Interviewing is Like Dating But With Less Sex
You realize you’re unhappy in your current life and have been for some time. Rather than look inward and get to the core why you are so miserable, (do you hate your job or just the concept of working? Why did your parents waste money sending you to private school if you’re just going to be a professional emailer for life? Are you even supposed to be happy? Is anyone actually happy???) you decide to seek validation from complete strangers. Obviously, the fulfillment you seek will most certainly come from someone else.
So, you put yourself out there. You update your social media and online profiles and soon…you find a cute job opening online! Sure, they slid into your DM’s (on LinkedIn) and it’d be nice if you had been set up by a friend or rich family member, but beggars can’t be choosers. You have an interview tomorrow!
I mean yeah, it’s just a casual call with HR to see if it’s a fit, but you still want to make a good first impression. You do some ‘research’ beforehand (social media stalking) and realize you have a mutual friend who is vaguely connected to them. You reach out to learn a little bit more (‘hey, so random, but how do you know mid-size marketing firm? What are they like?’) and you’re excited by what you hear (‘My old coworker works there and really likes it. Want me to reach out?’)

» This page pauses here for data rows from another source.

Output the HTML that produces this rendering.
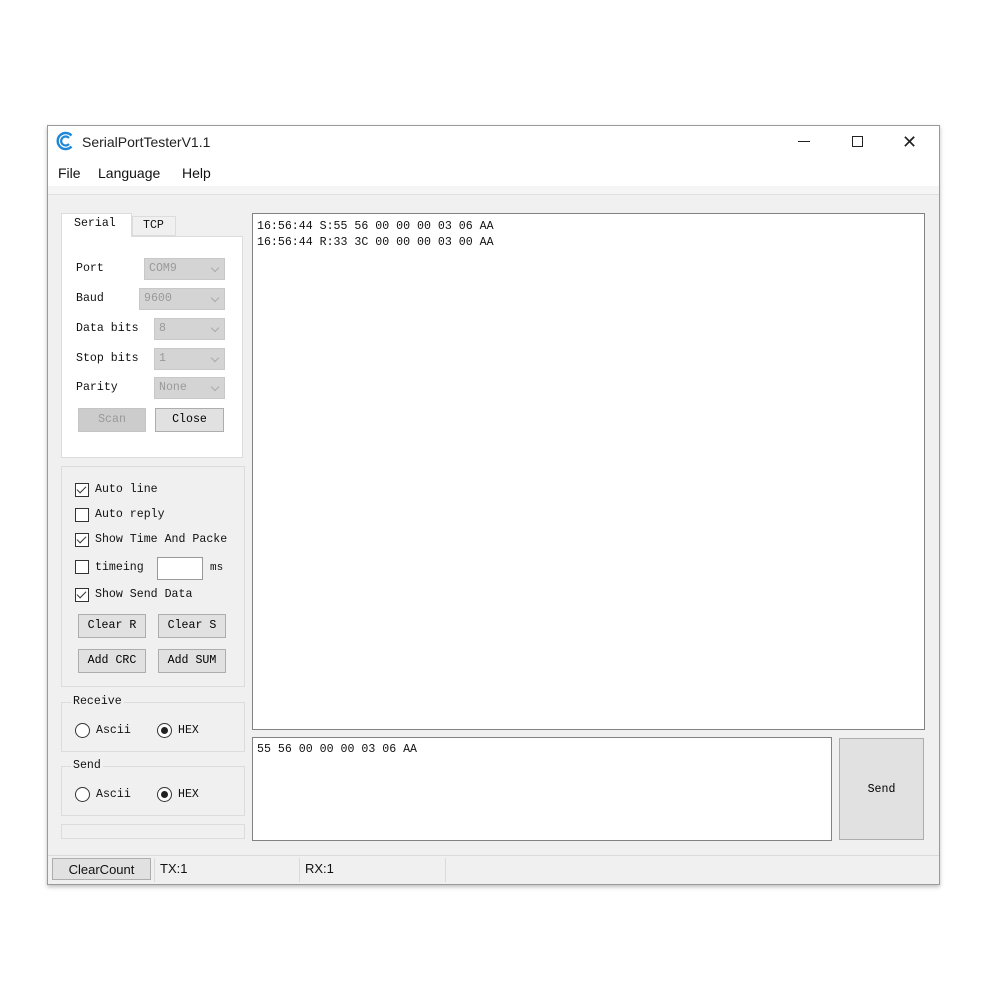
<!DOCTYPE html><html><head><style>
*{margin:0;padding:0;box-sizing:border-box}
body{width:1000px;height:1000px;background:#fff;position:relative;font-family:"Liberation Sans",sans-serif;overflow:hidden}
.a{position:absolute}
.m{font-family:"Liberation Mono",monospace;font-size:11.6px;color:#111}
.win{left:47px;top:125px;width:893px;height:760px;border:1px solid #9a9a9a;background:#f0f0f0;box-shadow:0 2px 4px rgba(0,0,0,.25)}
.combo{background:#d4d4d4;border:1px solid #c8c8c8;color:#999;font-family:"Liberation Mono",monospace;font-size:11.6px;padding:3px 0 0 4px;height:22px}
.combo:after{content:"";position:absolute;right:6px;top:6px;width:5px;height:5px;border-right:1px solid #aaa;border-bottom:1px solid #aaa;transform:rotate(45deg)}
.btn{background:#e1e1e1;border:1px solid #adadad;text-align:center;font-family:"Liberation Mono",monospace;font-size:11.6px;padding-top:4px}
.cb{width:14px;height:14px;border:1px solid #333;background:#fff}
.ck:after{content:"";position:absolute;left:3px;top:0px;width:4px;height:8px;border-right:1.5px solid #333;border-bottom:1.5px solid #333;transform:rotate(45deg)}
.rd{width:15px;height:15px;border:1px solid #333;border-radius:50%;background:#fff}
.rd.on:after{content:"";position:absolute;left:3px;top:3px;width:7px;height:7px;border-radius:50%;background:#222}
.grp{border:1px solid #dcdcdc}
</style></head><body>
<div class="a win"></div>
<div class="a" style="left:48px;top:126px;width:891px;height:60px;background:#fff"></div>
<svg class="a" style="left:56px;top:131px" width="20" height="20" viewBox="0 0 20 20"><path d="M15.5 4.5A8 8 0 1 0 15.5 15.5" fill="none" stroke="#1e88d6" stroke-width="2.4"/><path d="M13 7A4.5 4.5 0 1 0 13 13" fill="none" stroke="#1e88d6" stroke-width="2.2"/></svg>
<div class="a" style="left:82px;top:134px;font-size:14px;color:#222">SerialPortTesterV1.1</div>
<div class="a" style="left:798px;top:141px;width:12px;height:1px;background:#222"></div>
<div class="a" style="left:852px;top:136px;width:11px;height:11px;border:1px solid #222"></div>
<div class="a" style="left:902px;top:134px;font-size:18px;color:#222;line-height:16px">✕</div>
<div class="a" style="left:58px;top:165px;font-size:14px;color:#111">File</div>
<div class="a" style="left:98px;top:165px;font-size:14px;color:#111">Language</div>
<div class="a" style="left:182px;top:165px;font-size:14px;color:#111">Help</div>
<div class="a" style="left:48px;top:186px;width:891px;height:9px;background:#f5f5f5;border-bottom:1px solid #e0e0e0"></div>
<!-- tabs -->
<div class="a" style="left:61px;top:236px;width:182px;height:222px;background:#fff;border:1px solid #dcdcdc"></div>
<div class="a m" style="left:61px;top:213px;width:71px;height:24px;background:#fff;border:1px solid #dcdcdc;border-bottom:none;padding:3px 0 0 12px">Serial</div>
<div class="a m" style="left:132px;top:216px;width:44px;height:20px;background:#f0f0f0;border:1px solid #dcdcdc;padding:2px 0 0 10px">TCP</div>
<div class="a m" style="left:76px;top:262px">Port</div><div class="a combo" style="left:144px;top:258px;width:81px">COM9</div>
<div class="a m" style="left:76px;top:292px">Baud</div><div class="a combo" style="left:139px;top:288px;width:86px">9600</div>
<div class="a m" style="left:76px;top:322px">Data bits</div><div class="a combo" style="left:154px;top:318px;width:71px">8</div>
<div class="a m" style="left:76px;top:352px">Stop bits</div><div class="a combo" style="left:154px;top:348px;width:71px">1</div>
<div class="a m" style="left:76px;top:381px">Parity</div><div class="a combo" style="left:154px;top:377px;width:71px">None</div>
<div class="a btn" style="left:78px;top:408px;width:68px;height:24px;background:#ccc;color:#999;border-color:#c4c4c4">Scan</div>
<div class="a btn" style="left:155px;top:408px;width:69px;height:24px">Close</div>
<div class="a grp" style="left:61px;top:466px;width:184px;height:221px"></div>
<div class="a cb ck" style="left:75px;top:483px"></div><div class="a m" style="left:95px;top:483px">Auto line</div>
<div class="a cb" style="left:75px;top:508px"></div><div class="a m" style="left:95px;top:508px">Auto reply</div>
<div class="a cb ck" style="left:75px;top:533px"></div><div class="a m" style="left:95px;top:533px">Show Time And Packe</div>
<div class="a cb" style="left:75px;top:560px"></div><div class="a m" style="left:95px;top:561px">timeing</div>
<div class="a" style="left:157px;top:557px;width:46px;height:23px;background:#fff;border:1px solid #999"></div><div class="a m" style="left:210px;top:562px;font-size:11px">ms</div>
<div class="a cb ck" style="left:75px;top:588px"></div><div class="a m" style="left:95px;top:588px">Show Send Data</div>
<div class="a btn" style="left:78px;top:614px;width:68px;height:24px">Clear R</div>
<div class="a btn" style="left:158px;top:614px;width:68px;height:24px">Clear S</div>
<div class="a btn" style="left:78px;top:649px;width:68px;height:24px">Add CRC</div>
<div class="a btn" style="left:158px;top:649px;width:68px;height:24px">Add SUM</div>
<div class="a grp" style="left:61px;top:702px;width:184px;height:50px"></div>
<div class="a m" style="left:71px;top:695px;background:#f0f0f0;padding:0 2px">Receive</div>
<div class="a rd" style="left:75px;top:723px"></div><div class="a m" style="left:96px;top:724px">Ascii</div>
<div class="a rd on" style="left:157px;top:723px"></div><div class="a m" style="left:178px;top:724px">HEX</div>
<div class="a grp" style="left:61px;top:766px;width:184px;height:50px"></div>
<div class="a m" style="left:71px;top:759px;background:#f0f0f0;padding:0 2px">Send</div>
<div class="a rd" style="left:75px;top:787px"></div><div class="a m" style="left:96px;top:788px">Ascii</div>
<div class="a rd on" style="left:157px;top:787px"></div><div class="a m" style="left:178px;top:788px">HEX</div>
<div class="a grp" style="left:61px;top:824px;width:184px;height:15px"></div>
<!-- right -->
<div class="a m" style="left:252px;top:213px;width:673px;height:517px;background:#fff;border:1px solid #828282;padding:5px 4px;line-height:16px">16:56:44 S:55 56 00 00 00 03 06 AA<br>16:56:44 R:33 3C 00 00 00 03 00 AA</div>
<div class="a m" style="left:252px;top:737px;width:580px;height:104px;background:#fff;border:1px solid #828282;padding:5px 4px">55 56 00 00 00 03 06 AA</div>
<div class="a btn" style="left:839px;top:738px;width:85px;height:102px;padding-top:44px">Send</div>
<!-- status -->
<div class="a" style="left:48px;top:855px;width:891px;height:1px;background:#dadada"></div>
<div class="a" style="left:52px;top:858px;width:99px;height:22px;background:#e1e1e1;border:1px solid #adadad;font-size:13px;text-align:center;padding-top:3px;color:#111">ClearCount</div>
<div class="a" style="left:160px;top:861px;font-size:13px;color:#111">TX:1</div>
<div class="a" style="left:154px;top:858px;width:1px;height:24px;background:#dadada"></div>
<div class="a" style="left:299px;top:858px;width:1px;height:24px;background:#dadada"></div>
<div class="a" style="left:305px;top:861px;font-size:13px;color:#111">RX:1</div>
<div class="a" style="left:445px;top:858px;width:1px;height:24px;background:#dadada"></div>
</body></html>
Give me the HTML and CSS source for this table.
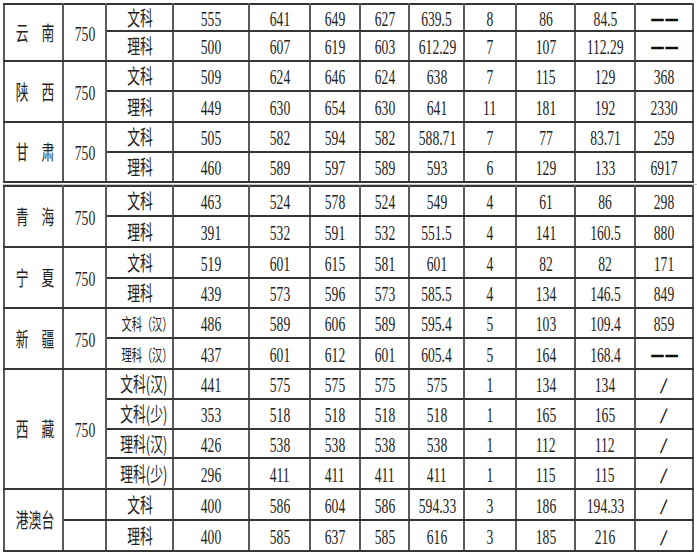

The call goes great and you have an official interview next week! You don’t want to get too excited and you’re definitely still seeing other job opportunities, but you have a good feeling about this one.
Getting to Know Each Other:
By now, you’ve gone on a few interviews already and honestly, things are going great. You’re learning a bit more about their past and what they’re looking for and it seems like it could be a good match. You’ve even met some of their friends and they’re great!
You’re definitely opening up a little bit more but you’re still not totally comfortable. You still overthink every email (‘is it weird I followed up literally 10 minutes after that call?’ ‘Was that too many exclamation points?’) and you freaked out when you accidentally viewed their LinkedIn profile (‘fuck, do they have Premium’) but it’s fine and totally natural. It’s just butterflies!
You mention them offhand to friends and they’re really excited for you. You’re still out there applying for other jobs on Indeed and you know they’re interviewing other people, but you’re considering turning off ‘Actively Looking’ on your LinkedIn. It’s getting serious.
What Are We?
You’ve been on 3 interviews. You sent them all your references. You even followed up with your interviewer and sent them a Wall Street Journal article that was ‘relevant to your conversation last week.’ You’ve only done that once before and it was with your first job and you’d been together for 3 years. And what do you get? Radio silence.
You are starting to go a little nuts. At this point, it’s been almost 3 months and you’ve already pictured your life together. You’ve planned your commute and even picked out your desk! You can’t help but obsessively refresh their social media to see if they’re still available. Not only have you stopped seeing other job listings, but you’ve completely checked out on your current job and every single project is 3 weeks behind. You even told your parents about them! You need answers!
Then, after refreshing your email for the tenth time that half hour, you see it and your heart races – it’s an email from them. You open it and from the first sentence, you know it’s bad news. The professional tone, the vague platitudes, the periods instead of exclamation points. You don’t even need to get to ‘we regret to inform you’ – you know it’s over.
You grieve. You complain to your loved ones and unfollow them on all social media. You convince yourself you didn’t want it anyways. But eventually, you’ll have to face your sad life. And gather the strength to start all over again.